Thursday 07 March 2024, 21:45

The inspiration behind Casey Reibelt’s journey to the summit

  • Casey Reibelt’s road to the FIFA Women’s World Cup 2023™ was inspired by a local icon

  • Australian referee featured at Australia & New Zealand 2023

  • On International Women’s Day, Reibelt hopes to be a role model for young match officials

Casey Reibelt would like nothing better than to be an inspiration for a new generation of local match referees after experiencing a “treasured” World Cup on home soil last year. The Australian referee knows better than most just how inspirational a local role model can be. Referee for the 2007 FIFA Women’s World Cup Final™ Tammy Ogston lived just a few suburbs away in her Brisbane hometown. Reibelt’s career was still in its fledgling stage, but seeing a local colleague working at the most elite stage imaginable brought a realisation that an international career in top-level football was possible. The phrase ‘if you can’t see it, you can’t be it’ has rarely been more fitting. As International Women’s Day 2024 is celebrated, we hear about Reibelt’s journey from humble beginnings to two FIFA Women’s World Cups, role models from both home and abroad, and the inspiration on offer for the next generation of match officials.

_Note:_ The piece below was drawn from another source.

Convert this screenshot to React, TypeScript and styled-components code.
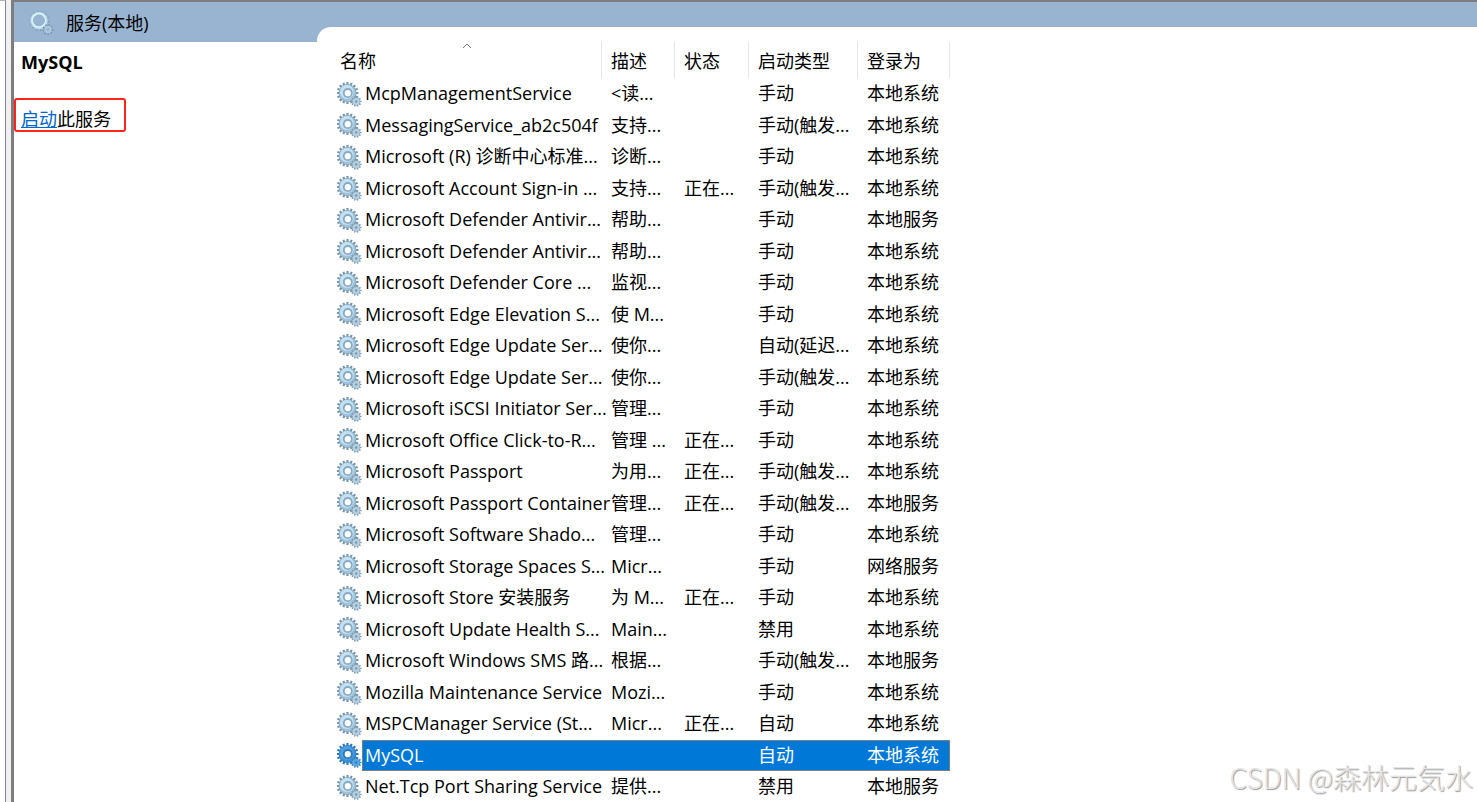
import React from "react";
import styled, { createGlobalStyle } from "styled-components";

const GlobalStyle = createGlobalStyle`
  * { box-sizing: border-box; }
  body {
    margin: 0;
    overflow: hidden;
    background: #fff;
    color: #000;
    font-family: "Open Sans", "Noto Sans CJK SC", sans-serif;
    font-size: 18px;
    line-height: 24px;
  }
`;

const Window = styled.div`
  display: flex;
  position: relative;
  height: 100vh;
  overflow: hidden;
`;

const TreeEdge = styled.div`
  flex: none;
  width: 6px;
  border-top: 1px solid #b4b4b4;
  border-right: 1px solid #828790;
`;

const Splitter = styled.div`
  flex: none;
  width: 5px;
  background: #f0f0f0;
`;

const Frame = styled.main`
  flex: 1;
  display: flex;
  min-width: 0;
  border-left: 3px solid #7d7d7d;
  border-top: 2px solid #7d7d7d;
`;

const DetailPane = styled.section`
  flex: none;
  width: 303px;
`;

const PaneTitle = styled.header`
  display: flex;
  align-items: center;
  gap: 12px;
  height: 40px;
  padding: 2px 0 0 15px;
  background: #99b4d1;
`;

const DetailBody = styled.div`
  display: flex;
  flex-direction: column;
  align-items: flex-start;
  gap: 24px;
  padding-top: 8px;
`;

const ServiceName = styled.h1`
  margin: 0;
  padding-left: 7px;
  font-size: 18px;
  line-height: 24px;
  font-weight: 700;
`;

const ActionBox = styled.p`
  margin: 0;
  padding: 8px 13px 0 5px;
  border: 2px solid #fe2419;
  border-radius: 3px;
  line-height: 22px;
`;

const ActionLink = styled.a`
  color: #0066cc;
  text-decoration: underline;
`;

const ListPane = styled.section`
  flex: 1;
  display: flex;
  min-width: 0;
  padding-top: 25px;
  background: #99b4d1;
`;

const ListSheet = styled.div`
  flex: 1;
  min-width: 0;
  padding: 15px 0 0 13px;
  border-top-left-radius: 14px;
  background: #fff;
`;

const Table = styled.table`
  width: 620px;
  table-layout: fixed;
  border-collapse: separate;
  border-spacing: 0;
  white-space: nowrap;
`;

const HeadCell = styled.th`
  position: relative;
  height: 36px;
  padding: 2px 0 0 9px;
  border-right: 1px solid #e5e5e5;
  font-weight: 400;
  text-align: left;
  &:first-child { padding-left: 10px; }
`;

const SortMark = styled.svg`
  position: absolute;
  top: 0;
  left: calc(50% - 4px);
`;

const Row = styled.tr<{ $selected: boolean }>`
  height: 32px;
  color: ${(p) => (p.$selected ? "#fff" : "#000")};
  &:nth-child(even) { height: 31px; }
  td:not(:first-child) {
    background: ${(p) => (p.$selected ? "#0078d7" : "transparent")};
    border: 0 solid ${(p) => (p.$selected ? "#7d7d7d" : "transparent")};
    border-width: ${(p) => (p.$selected ? "1px 0" : "0")};
  }
  td:nth-child(2) { border-left-width: 1px; }
  td:last-child { border-right-width: 1px; }
`;

const IconCell = styled.td`
  padding: 0 0 0 7px;
  line-height: 0;
`;

const NameCell = styled.td`
  padding: 0 0 2px 2px;
`;

const Cell = styled.td`
  padding: 0 0 2px 9px;
`;

const Watermark = styled.div`
  position: absolute;
  right: 4px;
  bottom: 5px;
  color: #e4e4e4;
  font-family: "Noto Sans CJK SC", sans-serif;
  font-size: 28px;
  font-weight: 300;
  line-height: 40px;
  text-shadow: 1px 1px 1px #999;
`;

const gear = (cx: number, cy: number, outer: number, inner: number, teeth: number) => {
  const step = (Math.PI * 2) / teeth;
  const pt = (r: number, a: number) =>
    `${(cx + r * Math.cos(a)).toFixed(2)} ${(cy + r * Math.sin(a)).toFixed(2)}`;
  let d = "";
  for (let i = 0; i < teeth; i++) {
    const a = i * step;
    d += `${i ? "L" : "M"}${pt(inner, a - step * 0.3)}L${pt(outer, a - step * 0.25)}L${pt(outer, a + step * 0.25)}L${pt(inner, a + step * 0.3)}`;
  }
  return d + "Z";
};

const BIG_GEAR = gear(10.5, 11, 11, 8.8, 16);
const SMALL_GEAR = gear(19.2, 19.5, 5.4, 3.8, 10);

const GearIcon = ({ selected }: { selected: boolean }) => (
  <svg width="25" height="25" viewBox="0 0 25 25" aria-hidden="true">
    <path d={BIG_GEAR} fill={selected ? "#2877ba" : "#7796ad"} />
    <circle cx="10.5" cy="11" r="8.4" fill={selected ? "#3d8ed2" : "#9fc3db"} />
    <circle cx="9.8" cy="10" r="6.9" fill={selected ? "#4c9ee0" : "#c4e1f1"} />
    <circle cx="10.8" cy="11" r="4.9" fill={selected ? "#2b78bd" : "#86a9c4"} />
    <circle cx="10.8" cy="11.2" r="3.1" fill="#fff" />
    <path d={SMALL_GEAR} fill={selected ? "#2f83c8" : "#7d9bb0"} />
    <circle cx="19.2" cy="19.5" r="3.5" fill={selected ? "#58a6e0" : "#b4d0e1"} />
    <circle cx="19.2" cy="19.5" r="1.3" fill={selected ? "#2f83c8" : "#7f9cb2"} />
  </svg>
);

const TitleIcon = () => (
  <svg width="25" height="25" viewBox="0 0 25 25" aria-hidden="true">
    <circle cx="10.5" cy="10" r="9.5" fill="none" stroke="#809fba" strokeWidth="1.4" strokeDasharray="2 2.2" />
    <circle cx="10" cy="9.5" r="7.2" fill="none" stroke="#b9dbeb" strokeWidth="3" />
    <circle cx="9.8" cy="9.2" r="6.8" fill="none" stroke="#def1f8" strokeWidth="1.4" />
    <circle cx="10" cy="9.5" r="5.2" fill="none" stroke="#8fb6d2" strokeWidth="1" />
    <circle cx="19" cy="18.5" r="4.8" fill="none" stroke="#7795b0" strokeWidth="1.4" strokeDasharray="1.6 1.6" />
    <circle cx="19" cy="18.5" r="2.6" fill="none" stroke="#adc9dc" strokeWidth="1.6" />
  </svg>
);

const SYS = "本地系统";
const LOCAL = "本地服务";
const RUN = "正在...";
const TRIG = "手动(触发...";

const services: string[][] = [
  ["McpManagementService", "<读...", "", "手动", SYS],
  ["MessagingService_ab2c504f", "支持...", "", TRIG, SYS],
  ["Microsoft (R) 诊断中心标准...", "诊断...", "", "手动", SYS],
  ["Microsoft Account Sign-in ...", "支持...", RUN, TRIG, SYS],
  ["Microsoft Defender Antivir...", "帮助...", "", "手动", LOCAL],
  ["Microsoft Defender Antivir...", "帮助...", "", "手动", SYS],
  ["Microsoft Defender Core ...", "监视...", "", "手动", SYS],
  ["Microsoft Edge Elevation S...", "使 M...", "", "手动", SYS],
  ["Microsoft Edge Update Ser...", "使你...", "", "自动(延迟...", SYS],
  ["Microsoft Edge Update Ser...", "使你...", "", TRIG, SYS],
  ["Microsoft iSCSI Initiator Ser...", "管理...", "", "手动", SYS],
  ["Microsoft Office Click-to-R...", "管理 ...", RUN, "手动", SYS],
  ["Microsoft Passport", "为用...", RUN, TRIG, SYS],
  ["Microsoft Passport Container", "管理...", RUN, TRIG, LOCAL],
  ["Microsoft Software Shado...", "管理...", "", "手动", SYS],
  ["Microsoft Storage Spaces S...", "Micr...", "", "手动", "网络服务"],
  ["Microsoft Store 安装服务", "为 M...", RUN, "手动", SYS],
  ["Microsoft Update Health S...", "Main...", "", "禁用", SYS],
  ["Microsoft Windows SMS 路...", "根据...", "", TRIG, LOCAL],
  ["Mozilla Maintenance Service", "Mozi...", "", "手动", SYS],
  ["MSPCManager Service (St...", "Micr...", RUN, "自动", SYS],
  ["MySQL", "", "", "自动", SYS],
  ["Net.Tcp Port Sharing Service", "提供...", "", "禁用", LOCAL],
];

export default function App() {
  return (
    <Window>
      <GlobalStyle />
      <TreeEdge />
      <Splitter />
      <Frame>
        <DetailPane>
          <PaneTitle>
            <TitleIcon />
            服务(本地)
          </PaneTitle>
          <DetailBody>
            <ServiceName>MySQL</ServiceName>
            <ActionBox>
              <ActionLink href="#start">启动</ActionLink>此服务
            </ActionBox>
          </DetailBody>
        </DetailPane>
        <ListPane>
          <ListSheet>
            <Table>
              <colgroup>
                <col width="32" />
                <col width="240" />
                <col width="73" />
                <col width="74" />
                <col width="109" />
                <col width="92" />
              </colgroup>
              <thead>
                <tr>
                  <HeadCell colSpan={2}>
                    名称
                    <SortMark width="10" height="8" viewBox="0 0 10 8" aria-hidden="true">
                      <path d="M1 6 5 2 9 6" fill="none" stroke="#777" />
                    </SortMark>
                  </HeadCell>
                  <HeadCell>描述</HeadCell>
                  <HeadCell>状态</HeadCell>
                  <HeadCell>启动类型</HeadCell>
                  <HeadCell>登录为</HeadCell>
                </tr>
              </thead>
              <tbody>
                {services.map(([name, desc, state, start, logon], i) => (
                  <Row key={i} $selected={name === "MySQL"}>
                    <IconCell>
                      <GearIcon selected={name === "MySQL"} />
                    </IconCell>
                    <NameCell>{name}</NameCell>
                    <Cell>{desc}</Cell>
                    <Cell>{state}</Cell>
                    <Cell>{start}</Cell>
                    <Cell>{logon}</Cell>
                  </Row>
                ))}
              </tbody>
            </Table>
          </ListSheet>
        </ListPane>
      </Frame>
      <Watermark>CSDN @森林元気水</Watermark>
    </Window>
  );
}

China v England: Group D - FIFA Women's World Cup Australia & New Zealand 2023

Local inspiration

A teenage Reibelt started out as a young kid who “just loves football”, looking for some extra pocket money. Soon enough and prior to commencing her senior career at national league level in 2008, Reibelt saw first-hand just how dedicated Ogston was to her craft. “I was really lucky when I was coming through as a young ref that we had a couple of FIFA referees based in Brisbane. Jacqui Hurford, Krystyna Szokolai and Tammy Ogston – all had been involved in FIFA competitions and the Olympics,” Reibelt said. “I remember one of the first ever training sessions I went to, I saw Tammy Ogston do the beep test and I will never forget Tammy was the last, or one of the last still running: male or female. I saw her and I thought, ‘I just want to be like her, pushing boundaries and showing everyone what I can do’. I was very lucky to have those role models early on in my career.

“I watched the [2007] Final and thought that ‘this is amazing that an Australian is doing the Final of the Women’s World Cup’. She was definitely an early inspiration and set the standard."

Appetite for success

Fast forward a decade and a half, and Reibelt’s resume could barely be lengthier. The second Australian woman to referee a professional men’s match, Reibelt last year became the first among her countrywomen to referee an AFC Champions League match. A hunger for self-improvement resulted in Reibelt collecting her FIFA badge in 2014, subsequently officiating in numerous countries. Along with fellow Queenslander Kate Jacewicz, that journey was capped by a home World Cup last year. “I was lucky enough at the start of my career that a lot of those [women referee] trailblazers were still active. I was always asking questions, be it ‘what is it like, did they accept you, how did you get there’. I always wanted to hear how they got there because it was something I really wanted myself.”

The new normal

The landscape for female match officials and women’s football in general has changed over what seems a relatively short period of time. “I loved watching the recent Asian Cup with an all-female trio on one of the Australian games,” Reibelt said. “What really makes me feel good is that we now have young boys and girls watching and seeing female referees and thinking it is normal, and I love that.” Last weekend the 36-year-old, who also operates as a Video Match Official, brought up her 100 national league match milestone. Though still needing to squeeze in training between her day job as a teacher, the occasion provided yet another reminder of just how much incremental growth there has been. “Thinking back to my 50th game, it was the same Sydney derby but at a small suburban pitch in front of maybe a few hundred people. I didn’t even know it was my 50th match until afterwards. This time, it was at the stadium, a big double-header derby with around 10,000 spectators there by the end of our match. Now there is a celebration of refereeing, with recognition that referees are part of the game too. [It shows] the difference in the women’s game, the way it has grown and celebrates the achievements [of the referees] too.

The world comes Down Under

Reibelt says barely a day goes by when she is not asked - or thinks about - the special experience that was the 2023 FIFA Women’s World Cup Australia & New Zealand™. “I’m sure there would have been plenty of young boys and girls that were motivated seeing the full stadiums, quality of games and general excitement and thinking ‘maybe one day I can referee a game like that’. One of the best parts of being a referee is being involved in exciting matches, with high quality football and with high challenges. “The performance of the match officials [in 2023] was just excellent. The improvements in fitness and the quality of the match officials was evident. That support we received from FIFA was second to none. “The whole experience was something I will treasure for the rest of my life. “I really hope that our young match officials - especially female match officials - see myself and others, and want to challenge themselves, want to push those boundaries and not give up when it gets hard.”